The exercise = Below are entries. Pull out all lines containing "React".

-- Given information start --

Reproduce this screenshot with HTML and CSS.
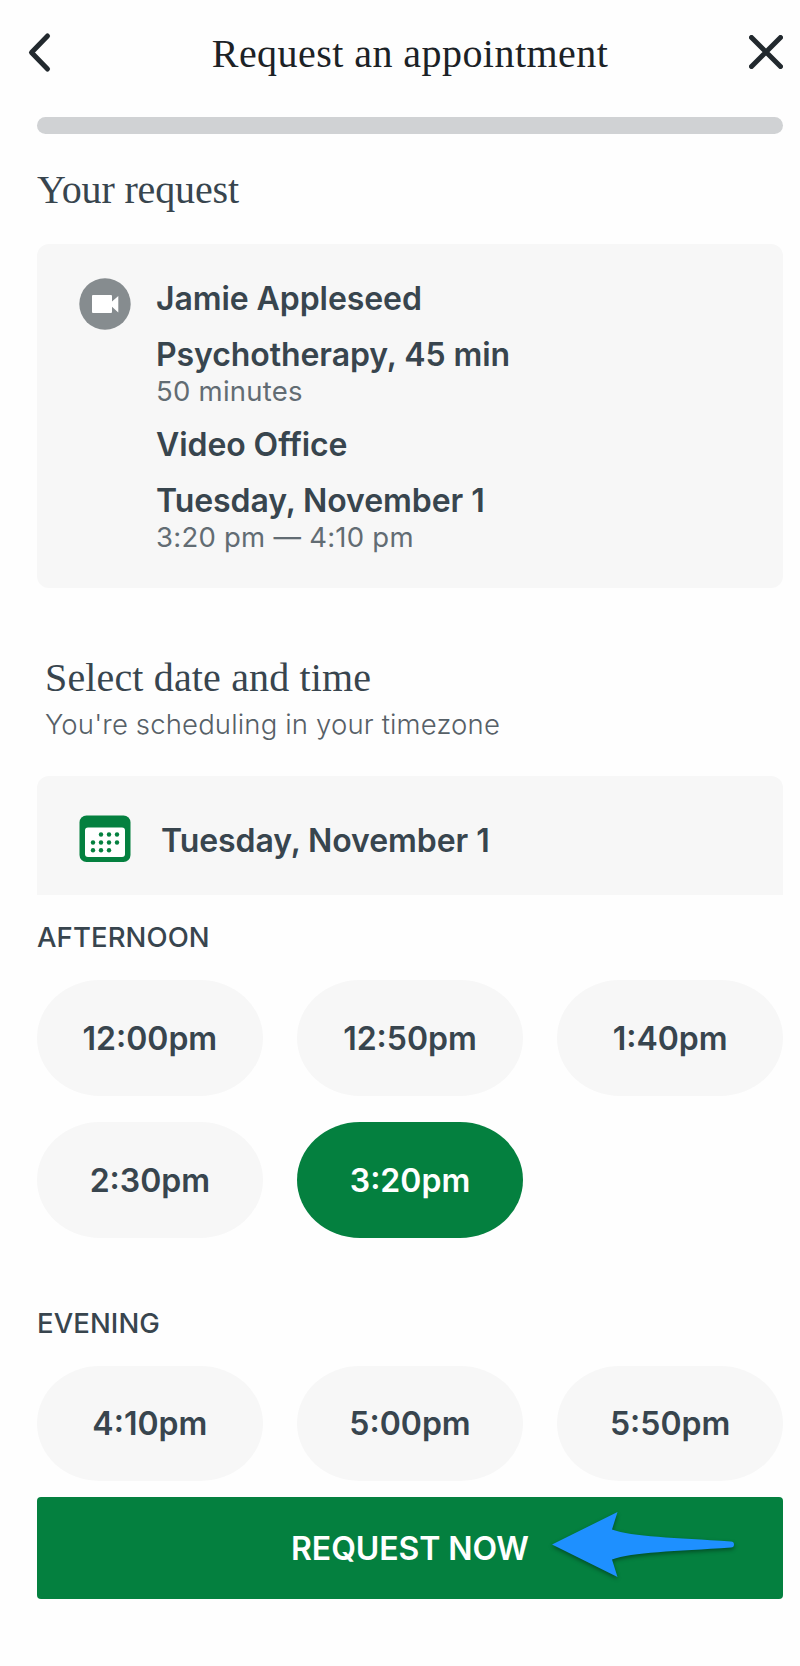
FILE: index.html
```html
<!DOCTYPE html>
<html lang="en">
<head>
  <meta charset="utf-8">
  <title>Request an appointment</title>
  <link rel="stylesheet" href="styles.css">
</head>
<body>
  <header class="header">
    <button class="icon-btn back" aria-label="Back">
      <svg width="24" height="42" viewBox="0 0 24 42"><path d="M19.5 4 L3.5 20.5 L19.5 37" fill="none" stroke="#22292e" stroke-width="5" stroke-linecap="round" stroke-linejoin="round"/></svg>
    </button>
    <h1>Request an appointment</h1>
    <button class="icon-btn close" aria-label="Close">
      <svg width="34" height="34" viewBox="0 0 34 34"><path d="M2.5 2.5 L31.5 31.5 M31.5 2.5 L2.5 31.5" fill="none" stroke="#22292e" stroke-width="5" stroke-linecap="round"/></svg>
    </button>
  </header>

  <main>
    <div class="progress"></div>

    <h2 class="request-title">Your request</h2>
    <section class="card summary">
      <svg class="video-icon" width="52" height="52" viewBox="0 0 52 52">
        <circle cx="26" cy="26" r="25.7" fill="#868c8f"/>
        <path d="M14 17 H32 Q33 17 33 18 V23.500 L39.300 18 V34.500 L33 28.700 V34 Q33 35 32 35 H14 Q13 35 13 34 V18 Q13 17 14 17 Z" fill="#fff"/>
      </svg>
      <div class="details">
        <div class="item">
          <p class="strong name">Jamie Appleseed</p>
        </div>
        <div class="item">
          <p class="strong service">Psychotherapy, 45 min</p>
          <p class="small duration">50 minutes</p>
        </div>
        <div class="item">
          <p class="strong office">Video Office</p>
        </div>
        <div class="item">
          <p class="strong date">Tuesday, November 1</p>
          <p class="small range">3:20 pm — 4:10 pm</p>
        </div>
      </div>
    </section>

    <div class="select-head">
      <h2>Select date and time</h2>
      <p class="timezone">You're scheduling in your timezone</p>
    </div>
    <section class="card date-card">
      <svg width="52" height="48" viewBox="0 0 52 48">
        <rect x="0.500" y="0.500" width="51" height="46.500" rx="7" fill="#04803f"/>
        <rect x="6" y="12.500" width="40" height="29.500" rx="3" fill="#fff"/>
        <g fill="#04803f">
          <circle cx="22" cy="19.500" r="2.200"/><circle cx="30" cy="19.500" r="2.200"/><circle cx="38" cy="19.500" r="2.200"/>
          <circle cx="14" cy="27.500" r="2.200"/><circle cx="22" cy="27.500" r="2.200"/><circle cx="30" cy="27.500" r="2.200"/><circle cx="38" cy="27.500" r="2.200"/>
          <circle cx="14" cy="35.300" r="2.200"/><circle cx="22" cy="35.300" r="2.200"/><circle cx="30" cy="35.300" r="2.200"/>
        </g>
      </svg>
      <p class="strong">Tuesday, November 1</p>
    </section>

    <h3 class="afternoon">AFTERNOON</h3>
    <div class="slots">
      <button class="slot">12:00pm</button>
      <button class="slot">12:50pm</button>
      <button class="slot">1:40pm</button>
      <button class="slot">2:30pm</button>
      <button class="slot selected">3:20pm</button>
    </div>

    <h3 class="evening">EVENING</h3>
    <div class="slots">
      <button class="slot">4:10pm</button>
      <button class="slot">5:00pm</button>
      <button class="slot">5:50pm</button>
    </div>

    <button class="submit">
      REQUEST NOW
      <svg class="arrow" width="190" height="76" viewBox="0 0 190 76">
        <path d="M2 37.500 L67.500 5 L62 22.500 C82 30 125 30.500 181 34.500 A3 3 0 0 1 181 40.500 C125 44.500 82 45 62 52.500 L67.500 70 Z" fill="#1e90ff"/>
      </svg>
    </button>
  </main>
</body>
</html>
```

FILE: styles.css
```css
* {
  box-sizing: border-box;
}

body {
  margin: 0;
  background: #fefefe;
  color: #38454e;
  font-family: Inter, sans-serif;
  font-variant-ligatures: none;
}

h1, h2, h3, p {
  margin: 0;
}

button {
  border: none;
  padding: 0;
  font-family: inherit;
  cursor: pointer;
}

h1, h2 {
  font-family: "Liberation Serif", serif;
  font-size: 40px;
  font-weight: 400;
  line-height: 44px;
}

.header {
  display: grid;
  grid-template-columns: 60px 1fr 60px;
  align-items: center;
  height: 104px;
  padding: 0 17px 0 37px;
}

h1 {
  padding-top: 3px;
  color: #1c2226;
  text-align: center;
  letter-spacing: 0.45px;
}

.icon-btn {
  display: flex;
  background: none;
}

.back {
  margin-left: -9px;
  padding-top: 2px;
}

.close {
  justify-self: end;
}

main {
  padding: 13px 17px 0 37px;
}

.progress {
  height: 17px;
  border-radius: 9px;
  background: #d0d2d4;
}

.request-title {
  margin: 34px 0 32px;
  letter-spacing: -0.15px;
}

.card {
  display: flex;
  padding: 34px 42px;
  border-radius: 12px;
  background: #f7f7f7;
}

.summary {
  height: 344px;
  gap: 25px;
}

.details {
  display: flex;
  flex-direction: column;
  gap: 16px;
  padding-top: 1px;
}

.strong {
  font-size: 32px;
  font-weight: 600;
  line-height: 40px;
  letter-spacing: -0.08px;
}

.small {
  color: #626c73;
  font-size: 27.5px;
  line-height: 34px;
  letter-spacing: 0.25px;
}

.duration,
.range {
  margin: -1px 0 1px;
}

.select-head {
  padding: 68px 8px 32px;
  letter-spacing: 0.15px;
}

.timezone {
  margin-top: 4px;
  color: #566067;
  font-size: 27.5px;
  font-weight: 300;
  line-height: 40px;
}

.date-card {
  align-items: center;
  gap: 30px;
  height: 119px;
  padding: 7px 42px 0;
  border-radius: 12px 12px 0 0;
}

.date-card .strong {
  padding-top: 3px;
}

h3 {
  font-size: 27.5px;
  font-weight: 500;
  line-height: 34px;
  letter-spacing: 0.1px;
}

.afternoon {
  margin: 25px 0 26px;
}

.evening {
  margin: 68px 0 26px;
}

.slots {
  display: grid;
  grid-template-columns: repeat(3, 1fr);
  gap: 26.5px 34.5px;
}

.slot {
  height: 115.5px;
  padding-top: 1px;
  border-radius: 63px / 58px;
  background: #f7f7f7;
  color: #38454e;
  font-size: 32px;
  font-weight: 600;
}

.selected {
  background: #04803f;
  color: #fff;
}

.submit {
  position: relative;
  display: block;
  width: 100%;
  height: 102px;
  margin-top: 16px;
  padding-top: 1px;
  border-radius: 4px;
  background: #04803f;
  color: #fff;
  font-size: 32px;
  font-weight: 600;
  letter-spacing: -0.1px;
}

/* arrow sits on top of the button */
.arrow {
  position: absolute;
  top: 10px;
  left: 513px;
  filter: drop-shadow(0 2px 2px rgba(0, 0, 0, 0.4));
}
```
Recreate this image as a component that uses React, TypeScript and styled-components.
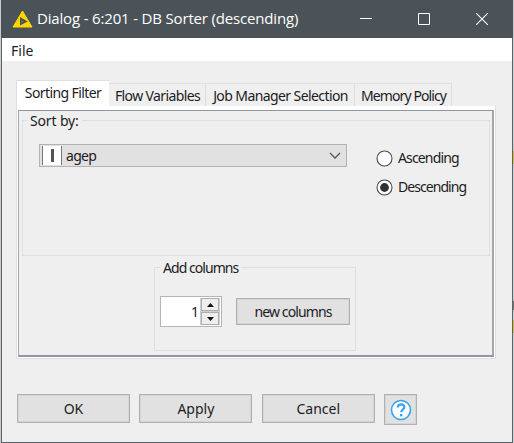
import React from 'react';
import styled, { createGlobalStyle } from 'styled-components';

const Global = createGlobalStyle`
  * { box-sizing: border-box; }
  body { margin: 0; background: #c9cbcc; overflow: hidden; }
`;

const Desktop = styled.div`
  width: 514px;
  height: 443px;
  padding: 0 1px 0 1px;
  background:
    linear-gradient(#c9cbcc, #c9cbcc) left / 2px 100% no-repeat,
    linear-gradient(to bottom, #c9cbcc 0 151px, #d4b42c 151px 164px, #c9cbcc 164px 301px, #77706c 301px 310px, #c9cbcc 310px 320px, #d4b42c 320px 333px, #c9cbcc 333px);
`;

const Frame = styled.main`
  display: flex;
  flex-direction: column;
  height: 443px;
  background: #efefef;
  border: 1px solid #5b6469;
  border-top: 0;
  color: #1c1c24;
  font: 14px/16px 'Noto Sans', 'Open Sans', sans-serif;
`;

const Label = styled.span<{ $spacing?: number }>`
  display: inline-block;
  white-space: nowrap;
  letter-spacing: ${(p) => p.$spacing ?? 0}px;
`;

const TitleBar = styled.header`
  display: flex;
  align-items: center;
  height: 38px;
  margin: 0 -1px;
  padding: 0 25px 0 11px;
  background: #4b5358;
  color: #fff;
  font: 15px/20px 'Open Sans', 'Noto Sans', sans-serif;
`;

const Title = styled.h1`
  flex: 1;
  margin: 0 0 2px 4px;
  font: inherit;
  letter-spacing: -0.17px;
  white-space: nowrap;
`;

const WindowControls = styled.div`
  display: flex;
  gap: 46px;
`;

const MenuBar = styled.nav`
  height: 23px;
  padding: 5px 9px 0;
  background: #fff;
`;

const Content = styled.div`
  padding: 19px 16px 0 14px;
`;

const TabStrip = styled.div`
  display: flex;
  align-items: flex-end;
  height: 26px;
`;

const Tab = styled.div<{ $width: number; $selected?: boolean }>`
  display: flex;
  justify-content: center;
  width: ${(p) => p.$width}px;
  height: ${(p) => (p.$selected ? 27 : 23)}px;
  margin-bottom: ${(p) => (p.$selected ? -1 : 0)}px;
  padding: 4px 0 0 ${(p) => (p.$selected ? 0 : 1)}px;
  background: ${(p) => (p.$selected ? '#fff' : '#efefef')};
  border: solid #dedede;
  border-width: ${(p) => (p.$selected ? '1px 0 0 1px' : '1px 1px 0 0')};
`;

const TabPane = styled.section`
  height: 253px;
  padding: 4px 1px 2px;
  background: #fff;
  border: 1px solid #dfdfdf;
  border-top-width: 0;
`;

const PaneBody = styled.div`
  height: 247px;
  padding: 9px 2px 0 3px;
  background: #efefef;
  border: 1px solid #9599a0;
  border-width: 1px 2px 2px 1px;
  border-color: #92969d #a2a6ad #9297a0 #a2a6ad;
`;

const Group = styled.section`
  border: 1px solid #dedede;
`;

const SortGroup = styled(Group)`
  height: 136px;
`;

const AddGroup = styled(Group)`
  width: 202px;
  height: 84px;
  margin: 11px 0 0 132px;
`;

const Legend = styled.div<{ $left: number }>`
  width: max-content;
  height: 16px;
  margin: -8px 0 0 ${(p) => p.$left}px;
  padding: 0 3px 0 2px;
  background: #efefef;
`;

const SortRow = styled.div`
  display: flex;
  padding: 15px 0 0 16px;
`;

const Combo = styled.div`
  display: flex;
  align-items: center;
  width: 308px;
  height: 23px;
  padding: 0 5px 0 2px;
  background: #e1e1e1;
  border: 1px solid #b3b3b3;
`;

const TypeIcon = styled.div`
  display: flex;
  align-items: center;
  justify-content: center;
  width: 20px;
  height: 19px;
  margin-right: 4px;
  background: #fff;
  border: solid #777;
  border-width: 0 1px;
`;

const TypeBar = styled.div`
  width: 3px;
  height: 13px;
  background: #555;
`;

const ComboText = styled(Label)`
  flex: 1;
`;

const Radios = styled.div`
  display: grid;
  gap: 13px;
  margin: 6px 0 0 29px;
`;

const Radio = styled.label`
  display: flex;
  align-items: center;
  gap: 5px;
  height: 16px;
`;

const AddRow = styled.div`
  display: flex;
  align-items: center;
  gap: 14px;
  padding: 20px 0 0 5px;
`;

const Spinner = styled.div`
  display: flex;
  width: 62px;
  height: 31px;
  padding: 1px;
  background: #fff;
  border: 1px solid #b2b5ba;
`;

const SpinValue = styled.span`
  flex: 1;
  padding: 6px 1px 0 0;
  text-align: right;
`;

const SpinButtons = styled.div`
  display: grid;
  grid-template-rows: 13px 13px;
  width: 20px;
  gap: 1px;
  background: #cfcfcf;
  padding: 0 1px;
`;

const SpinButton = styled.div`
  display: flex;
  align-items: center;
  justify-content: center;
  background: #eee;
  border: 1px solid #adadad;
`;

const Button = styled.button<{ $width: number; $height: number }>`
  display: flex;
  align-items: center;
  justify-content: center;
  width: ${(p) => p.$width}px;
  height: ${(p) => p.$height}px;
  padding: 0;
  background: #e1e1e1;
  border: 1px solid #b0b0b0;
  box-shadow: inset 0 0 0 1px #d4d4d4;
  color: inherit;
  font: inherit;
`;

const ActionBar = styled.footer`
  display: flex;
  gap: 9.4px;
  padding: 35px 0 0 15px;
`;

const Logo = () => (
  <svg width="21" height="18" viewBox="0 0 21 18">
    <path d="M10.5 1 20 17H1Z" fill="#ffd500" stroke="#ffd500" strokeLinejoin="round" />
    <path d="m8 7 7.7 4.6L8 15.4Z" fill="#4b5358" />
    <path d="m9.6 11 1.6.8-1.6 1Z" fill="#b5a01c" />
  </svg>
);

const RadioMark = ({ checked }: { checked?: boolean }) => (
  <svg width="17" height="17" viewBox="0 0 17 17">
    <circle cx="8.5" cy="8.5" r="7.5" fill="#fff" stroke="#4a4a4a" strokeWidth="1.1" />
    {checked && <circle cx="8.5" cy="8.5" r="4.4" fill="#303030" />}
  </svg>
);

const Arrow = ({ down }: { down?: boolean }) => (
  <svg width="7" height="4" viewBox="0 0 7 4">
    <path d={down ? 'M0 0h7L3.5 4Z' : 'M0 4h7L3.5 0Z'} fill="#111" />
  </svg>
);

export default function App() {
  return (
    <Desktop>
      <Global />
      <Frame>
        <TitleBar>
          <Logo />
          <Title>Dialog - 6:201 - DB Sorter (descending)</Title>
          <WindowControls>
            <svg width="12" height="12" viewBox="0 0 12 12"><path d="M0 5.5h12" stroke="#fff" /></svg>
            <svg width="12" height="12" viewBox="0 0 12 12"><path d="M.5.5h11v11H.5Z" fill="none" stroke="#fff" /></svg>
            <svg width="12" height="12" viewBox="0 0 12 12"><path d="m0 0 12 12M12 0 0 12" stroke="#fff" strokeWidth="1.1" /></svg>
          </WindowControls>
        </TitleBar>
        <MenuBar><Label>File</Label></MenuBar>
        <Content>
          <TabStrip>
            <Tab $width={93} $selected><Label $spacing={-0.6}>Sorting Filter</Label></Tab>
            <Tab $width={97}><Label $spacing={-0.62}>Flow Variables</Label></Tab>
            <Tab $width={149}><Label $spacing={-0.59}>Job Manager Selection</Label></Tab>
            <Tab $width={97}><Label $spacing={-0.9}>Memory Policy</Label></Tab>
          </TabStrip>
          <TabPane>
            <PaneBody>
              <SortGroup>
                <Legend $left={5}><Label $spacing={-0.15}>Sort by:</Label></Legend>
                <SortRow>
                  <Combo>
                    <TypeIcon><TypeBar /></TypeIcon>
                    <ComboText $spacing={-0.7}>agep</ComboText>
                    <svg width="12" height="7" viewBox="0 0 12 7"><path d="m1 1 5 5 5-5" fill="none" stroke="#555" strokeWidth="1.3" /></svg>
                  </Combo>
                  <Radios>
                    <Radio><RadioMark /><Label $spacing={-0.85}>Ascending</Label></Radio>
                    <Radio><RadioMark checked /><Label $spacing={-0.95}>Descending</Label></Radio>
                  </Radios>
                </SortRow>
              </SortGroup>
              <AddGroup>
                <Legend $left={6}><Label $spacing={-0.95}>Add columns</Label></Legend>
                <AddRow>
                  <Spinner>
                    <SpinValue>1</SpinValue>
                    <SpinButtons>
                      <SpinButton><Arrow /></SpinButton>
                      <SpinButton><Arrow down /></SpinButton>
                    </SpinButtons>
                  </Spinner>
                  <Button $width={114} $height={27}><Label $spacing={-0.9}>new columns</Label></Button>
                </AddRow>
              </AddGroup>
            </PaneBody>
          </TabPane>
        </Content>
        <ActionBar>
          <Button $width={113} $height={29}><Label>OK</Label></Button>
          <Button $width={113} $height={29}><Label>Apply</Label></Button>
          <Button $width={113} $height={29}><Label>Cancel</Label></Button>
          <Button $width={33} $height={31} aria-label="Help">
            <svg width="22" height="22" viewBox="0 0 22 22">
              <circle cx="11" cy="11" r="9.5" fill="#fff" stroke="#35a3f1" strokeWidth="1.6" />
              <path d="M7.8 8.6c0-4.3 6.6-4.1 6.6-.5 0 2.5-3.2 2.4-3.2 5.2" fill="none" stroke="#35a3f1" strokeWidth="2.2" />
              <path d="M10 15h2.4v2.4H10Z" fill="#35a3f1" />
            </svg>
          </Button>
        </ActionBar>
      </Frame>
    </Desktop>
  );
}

-- Given information end --

Correct answer =
Recreate this image as a component that uses React, TypeScript and styled-components.
import React from 'react';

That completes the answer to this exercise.